Tanzu guest control plane stuck in deleting nodes during upgrade
search cancel

Tanzu guest control plane stuck in deleting nodes during upgrade

book

Article ID: 379378

calendar_today

Updated On:

Products

VMware vSphere with Tanzu vSphere with Tanzu

Issue/Introduction

Upgrading a Guest Cluster from v1.25.7---vmware.3-fips.1-tkg.1 to v1.26.5---vmware.2-fips.1-tkg.1, control plane of the Guest Cluster Started cycling as expected. New 3 control planes had been created, and one of the old control planes had been deleted.
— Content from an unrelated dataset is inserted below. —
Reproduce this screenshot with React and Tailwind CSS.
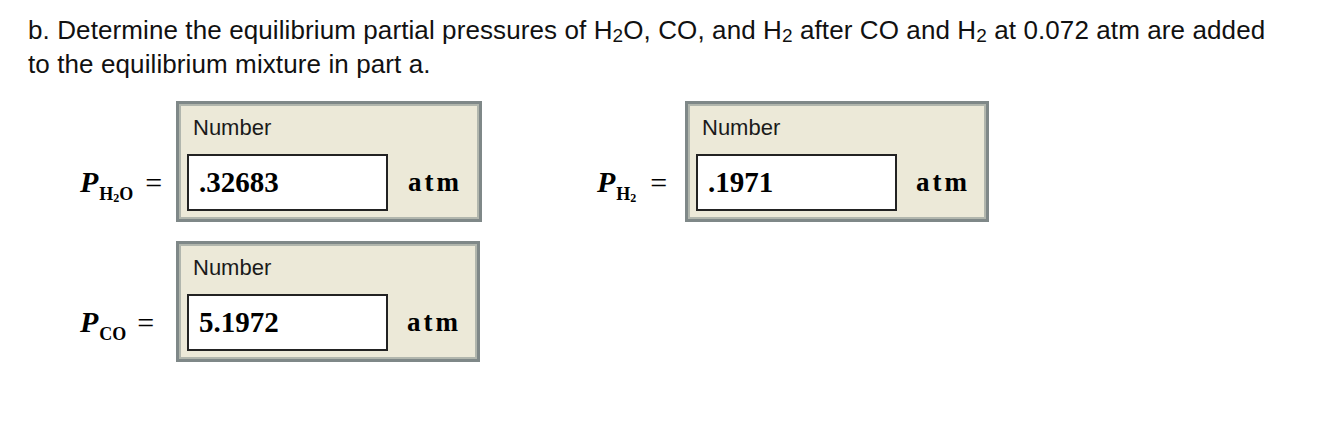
import React from "react";

const serif = { fontFamily: '"Liberation Serif", "Times New Roman", serif' };

function Label({ sub, eqMl }) {
  return (
    <div className="flex items-center text-black" style={serif}>
      <span className="text-[30px] font-bold italic leading-none">P</span>
      <span className="relative top-[12px] ml-[1px] text-[18px] font-bold leading-none">{sub}</span>
      <span className={"text-[30px] leading-none relative top-[1px] " + eqMl}>=</span>
    </div>
  );
}

function Box({ value, w }) {
  return (
    <div
      className={"h-[121px] border-[3px] border-[#7f8888] bg-[#ece9d8] shadow-[inset_0_0_0_2px_#b1b6ad] flex flex-col " + w}
    >
      <div
        className="pl-[14px] pt-[12px] text-[22px] leading-[24px] text-[#1a1a1a]"
        style={{ fontFamily: '"Liberation Sans", Arial, sans-serif' }}
      >
        Number
      </div>
      <div className="flex items-center mt-[14px] pl-[8px]">
        <div
          className="w-[201px] h-[57px] border-2 border-[#222] bg-white flex items-center pl-[10px] text-[29px] font-bold text-black"
          style={serif}
        >
          {value}
        </div>
        <div className="flex-1 flex justify-center pl-[3px] text-[27px] font-bold tracking-[3px] text-black" style={serif}>
          atm
        </div>
      </div>
    </div>
  );
}

const sub2 = "text-[19px] relative top-[3px] align-baseline";

export default function App() {
  return (
    <div className="w-[1332px] h-[424px] bg-white">
      <div
        className="pl-[28px] pt-[13px] text-[26px] leading-[34px] text-[#111] whitespace-nowrap tracking-[0.1px]"
        style={{ fontFamily: '"Liberation Sans", Arial, sans-serif' }}
      >
        b. Determine the equilibrium partial pressures of H<sub className={sub2}>2</sub>O, CO, and H<sub className={sub2}>2</sub> after CO and H<sub className={sub2}>2</sub> at 0.072 atm are added
        <br />
        to the equilibrium mixture in part a.
      </div>
      <div className="mt-[20px] flex flex-col gap-[19px]">
        <div className="flex items-start">
          <div className="w-[176px] h-[121px] pl-[80px] pt-[66px]">
            <Label eqMl="ml-[12px]" sub={<>H<span className="text-[12px] relative top-[2px]">2</span>O</>} />
          </div>
          <Box value=".32683" w="w-[306px]" />
          <div className="w-[203px] h-[121px] pl-[115px] pt-[66px]">
            <Label eqMl="ml-[14px]" sub={<>H<span className="text-[12px] relative top-[2px]">2</span></>} />
          </div>
          <Box value=".1971" w="w-[304px]" />
        </div>
        <div className="flex items-start">
          <div className="w-[176px] h-[121px] pl-[80px] pt-[66px]">
            <Label eqMl="ml-[11px]" sub="CO" />
          </div>
          <Box value="5.1972" w="w-[304px]" />
        </div>
      </div>
    </div>
  );
}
The other two old control planes are in a not Ready state:

From Guest Cluster CP:

# kubectl get nodes

NAME                                             STATUS                        ROLES           AGE    VERSION
node-xyz-7h59v                     NotReady,SchedulingDisabled   control-plane   47d    v1.25.7+vmware.3-fips.1
node-xyz-9wmgd                     Ready                         control-plane   53m    v1.26.5+vmware.2-fips.1
node-xyz-qp8bd                     Ready                         control-plane   42m    v1.26.5+vmware.2-fips.1
node-xyz-vk2w6                     NotReady,SchedulingDisabled   control-plane   47d    v1.25.7+vmware.3-fips.1
node-xyz-vpn6l                     Ready                         control-plane   46m    v1.26.5+vmware.2-fips.1
node-shared-xxxxx-xxxxxxxx-r2hrj   Ready                         <none>          47d    v1.25.7+vmware.3-fips.1
node-shared-xxxxx-xxxxxxxx-xmqg6   Ready                         <none>          47d    v1.25.7+vmware.3-fips.1
node-shared-xxxxx-xxxxxxxx-z8hnt   Ready                         <none>          47d    v1.25.7+vmware.3-fips.1
node-shared-xxxxx-xxxxxxxx-255vf   Ready                         <none>          38m    v1.26.5+vmware.2-fips.1
node-shared-xxxxx-xxxxxxxx-mf24x   Ready                         <none>          2m3s   v1.26.5+vmware.2-fips.1
node-shared-xxxxx-xxxxxxxx-w5hln   Ready                         <none>          14m    v1.26.5+vmware.2-fips.1

 

So, nodes The new recent created nodes are:

node-xyz-9wmgd                     Ready                         control-plane   53m    v1.26.5+vmware.2-fips.1
node-xyz-qp8bd                     Ready                         control-plane   42m    v1.26.5+vmware.2-fips.1
node-xyz-vpn6l                     Ready                         control-plane   46m    v1.26.5+vmware.2-fips.1

And the old nodes are:

node-xyz-7h59v                     NotReady,SchedulingDisabled   control-plane   47d    v1.25.7+vmware.3-fips.1
node-xyz-vk2w6                     NotReady,SchedulingDisabled   control-plane   47d    v1.25.7+vmware.3-fips.1

 

Resolution

First thing you need to make sure that old nodes are not present on the ETCD cluster, otherwise don't delete them

open ssh session in one of the Guest Cluster Control Plane nodes and query etcd cluster if there any of the old nodes are there:

# etcdctl -w table member list
+------------------+---------+------------------------+------------------------------+------------------------------+------------+
|        ID        | STATUS  |          NAME          |          PEER ADDRS          |         CLIENT ADDRS         | IS LEARNER |
+------------------+---------+------------------------+------------------------------+------------------------------+------------+
| 11111111111111111| started | node-xyz-9wmgd      | https://x.x.x.x:2380         | https://x.x.x.x:2379         |      false |
| 22222222222222222| started | node-xyz-qp8bd      | https://x.x.x.x:2380         | https://x.x.x.x:2379         |      false |
| 33333333333333333| started | node-xyz-vpn6l      | https://x.x.x.x:2380         | https://x.x.x.x:2379         |      false |
+------------------+---------+------------------------+------------------------------+------------------------------+------------+

Once you are completelly sure that non of the NotReady status nodes are not on the ETCD cluster, you can proceed to delete them:

kubectl delete node node-xyz-7h59v 

kubectl delete node node-xyz-vk2w6

 

Wait about 10 minutes, and tkc cluster should be in a ready state again.